Leg cramps are a common, usually harmless condition where the muscles in your leg suddenly become tight and painful. Leg cramps usually occur in the calf muscles although they can affect any part of the leg including your feet and thighs.
After the cramping has passed, you may have pain and tenderness in your leg for several hours.
In three out of four cases, leg cramps occur at night during sleep.
Read more about the symptoms of leg cramps
What causes leg cramps?
Leg cramps can occur for no apparent reason, known as idiopathic leg cramps, or as a symptom or complication of a health condition, known as secondary leg cramps.
Causes of secondary leg cramps include:
- certain types of medication, such as statins (medicines that help lower cholesterol levels)
- liver disease
A leg cramp occurs when your muscles suddenly shorten (contract), causing pain in your leg. This is called a spasm, and you cannot control the affected muscle.
The cramp can last from a few seconds to 10 minutes. When the spasm passes, you will be able to control the affected muscle again.
See Leg cramps – causes for more information about the possible causes of secondary leg cramps.
When to see your GP
Speak to your GP if your leg cramps are affecting your quality of life; for example, if you have frequent leg cramps or they are interfering with your sleep.
Your GP will ask about your symptoms and examine your legs and feet. They may also ask if you have other symptoms, such as numbness or swelling, which may be a sign that you have secondary leg cramps caused by an underlying condition.
In this case, you may need further tests, such as blood tests and urine tests, to rule out other conditions.
Treating leg cramps
Most cases of leg cramps can be relieved by exercising the affected muscles. Exercising your legs during the day will often help reduce how often you get cramping episodes.
To stretch your calf muscles, stand with the front half of your feet on a step, with your heels hanging off the edge. Slowly lower your heels so that they are below the level of the step. Hold for a few seconds before lifting your heels back up to the starting position. Repeat a number of times.
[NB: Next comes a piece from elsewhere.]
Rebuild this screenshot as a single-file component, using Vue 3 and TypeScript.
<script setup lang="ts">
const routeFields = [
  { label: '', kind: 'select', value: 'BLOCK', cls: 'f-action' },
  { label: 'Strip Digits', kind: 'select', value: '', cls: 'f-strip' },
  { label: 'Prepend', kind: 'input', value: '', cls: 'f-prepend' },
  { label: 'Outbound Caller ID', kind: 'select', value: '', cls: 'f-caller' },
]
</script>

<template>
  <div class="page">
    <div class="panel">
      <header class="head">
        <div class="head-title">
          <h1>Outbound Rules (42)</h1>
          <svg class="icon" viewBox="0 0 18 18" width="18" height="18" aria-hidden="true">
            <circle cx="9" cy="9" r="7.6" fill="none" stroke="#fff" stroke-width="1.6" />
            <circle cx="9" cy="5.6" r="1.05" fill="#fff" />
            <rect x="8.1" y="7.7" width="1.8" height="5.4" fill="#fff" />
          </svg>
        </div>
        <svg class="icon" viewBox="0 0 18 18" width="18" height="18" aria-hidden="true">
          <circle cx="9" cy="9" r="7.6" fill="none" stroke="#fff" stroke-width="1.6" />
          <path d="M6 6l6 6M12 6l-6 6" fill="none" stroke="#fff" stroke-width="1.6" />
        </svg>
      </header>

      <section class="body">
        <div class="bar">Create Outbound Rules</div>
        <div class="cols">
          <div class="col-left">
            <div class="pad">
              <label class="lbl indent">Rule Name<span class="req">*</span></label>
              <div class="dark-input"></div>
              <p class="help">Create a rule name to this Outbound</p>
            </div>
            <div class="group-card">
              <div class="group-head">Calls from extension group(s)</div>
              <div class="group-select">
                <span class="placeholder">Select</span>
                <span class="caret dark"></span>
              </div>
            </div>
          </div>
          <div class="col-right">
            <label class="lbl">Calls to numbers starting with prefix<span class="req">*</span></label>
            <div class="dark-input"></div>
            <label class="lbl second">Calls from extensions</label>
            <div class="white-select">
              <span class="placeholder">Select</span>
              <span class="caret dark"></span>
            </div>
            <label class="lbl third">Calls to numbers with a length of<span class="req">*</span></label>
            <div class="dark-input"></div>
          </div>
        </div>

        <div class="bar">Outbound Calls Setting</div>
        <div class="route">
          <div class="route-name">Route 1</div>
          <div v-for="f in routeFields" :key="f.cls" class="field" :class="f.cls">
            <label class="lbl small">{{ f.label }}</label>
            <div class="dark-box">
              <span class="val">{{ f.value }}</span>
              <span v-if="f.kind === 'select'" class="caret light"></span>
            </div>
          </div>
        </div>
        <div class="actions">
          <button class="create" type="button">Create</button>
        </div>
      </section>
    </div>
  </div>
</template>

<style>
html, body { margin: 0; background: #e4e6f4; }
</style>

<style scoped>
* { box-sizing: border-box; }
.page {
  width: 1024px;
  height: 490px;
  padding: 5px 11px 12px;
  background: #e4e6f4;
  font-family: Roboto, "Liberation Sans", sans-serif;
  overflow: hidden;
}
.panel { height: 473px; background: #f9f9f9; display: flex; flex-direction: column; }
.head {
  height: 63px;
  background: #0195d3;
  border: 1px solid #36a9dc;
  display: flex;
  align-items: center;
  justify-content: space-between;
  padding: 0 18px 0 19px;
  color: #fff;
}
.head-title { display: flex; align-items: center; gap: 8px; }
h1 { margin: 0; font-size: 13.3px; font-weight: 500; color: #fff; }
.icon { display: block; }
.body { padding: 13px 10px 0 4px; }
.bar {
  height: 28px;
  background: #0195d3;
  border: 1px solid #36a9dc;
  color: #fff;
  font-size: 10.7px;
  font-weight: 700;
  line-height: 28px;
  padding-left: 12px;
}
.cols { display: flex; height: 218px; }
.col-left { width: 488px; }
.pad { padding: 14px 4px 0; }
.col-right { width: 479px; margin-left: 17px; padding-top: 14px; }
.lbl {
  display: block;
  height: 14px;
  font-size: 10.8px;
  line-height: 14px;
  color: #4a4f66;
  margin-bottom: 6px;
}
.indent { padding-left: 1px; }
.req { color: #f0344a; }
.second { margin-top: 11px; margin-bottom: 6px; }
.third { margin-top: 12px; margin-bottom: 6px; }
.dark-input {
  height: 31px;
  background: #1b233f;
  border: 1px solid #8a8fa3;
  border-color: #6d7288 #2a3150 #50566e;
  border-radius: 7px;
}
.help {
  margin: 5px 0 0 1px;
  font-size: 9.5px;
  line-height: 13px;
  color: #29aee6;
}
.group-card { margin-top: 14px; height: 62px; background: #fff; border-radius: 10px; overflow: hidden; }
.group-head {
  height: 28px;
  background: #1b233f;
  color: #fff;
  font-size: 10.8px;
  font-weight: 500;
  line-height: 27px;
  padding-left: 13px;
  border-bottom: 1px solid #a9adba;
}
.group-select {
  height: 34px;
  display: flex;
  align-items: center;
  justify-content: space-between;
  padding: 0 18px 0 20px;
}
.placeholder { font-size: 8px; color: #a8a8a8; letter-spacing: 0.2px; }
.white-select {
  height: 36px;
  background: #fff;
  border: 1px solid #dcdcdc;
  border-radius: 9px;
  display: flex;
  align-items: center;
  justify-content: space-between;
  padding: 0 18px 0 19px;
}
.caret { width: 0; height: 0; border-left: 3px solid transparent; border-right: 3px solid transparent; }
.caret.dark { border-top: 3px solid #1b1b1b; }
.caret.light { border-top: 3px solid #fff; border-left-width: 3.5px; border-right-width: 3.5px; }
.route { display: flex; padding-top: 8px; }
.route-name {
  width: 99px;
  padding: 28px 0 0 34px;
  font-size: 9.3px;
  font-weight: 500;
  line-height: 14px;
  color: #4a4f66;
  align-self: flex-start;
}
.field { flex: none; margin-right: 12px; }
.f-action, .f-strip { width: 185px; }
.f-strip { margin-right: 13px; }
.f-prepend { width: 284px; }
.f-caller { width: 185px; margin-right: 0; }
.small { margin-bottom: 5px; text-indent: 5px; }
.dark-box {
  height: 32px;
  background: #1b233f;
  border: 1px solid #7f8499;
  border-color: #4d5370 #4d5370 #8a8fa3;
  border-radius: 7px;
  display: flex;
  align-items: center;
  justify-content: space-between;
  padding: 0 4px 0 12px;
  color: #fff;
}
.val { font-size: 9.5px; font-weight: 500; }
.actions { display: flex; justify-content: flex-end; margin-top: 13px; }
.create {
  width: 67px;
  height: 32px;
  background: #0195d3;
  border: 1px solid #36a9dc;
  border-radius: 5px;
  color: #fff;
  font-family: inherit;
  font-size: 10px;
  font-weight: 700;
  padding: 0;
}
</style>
Medication is usually only required for the most persistent cases of cramping that do not respond to exercise.
If you have secondary leg cramps, treating the underlying cause may help relieve your symptoms. Leg cramps that occur during pregnancy should pass after the baby is born.
Leg cramps that occur during a serious case of liver disease can be harder to treat. Your treatment plan may include using medications such as muscle relaxants.
For more information see Leg cramps – treatment.
Preventing leg cramps
If you often get leg cramps, regularly stretching the muscles in your lower legs may help prevent the cramps or reduce their frequency.
You might find it useful to stretch your calves before you go to bed each night (see stretching advice above).
The following night-time advice may also help:
- If you lie on your back, make sure that your toes point upwards – placing a pillow on its side at the end of your bed, with the soles of your feet propped up against it may help keep your feet in the right position.
- If you lie on your front, hang your feet over the end of the bed – this will keep your feet in a relaxed position and help stop the muscles in your calves from contracting and tensing.
- Keep your sheets and blankets loose.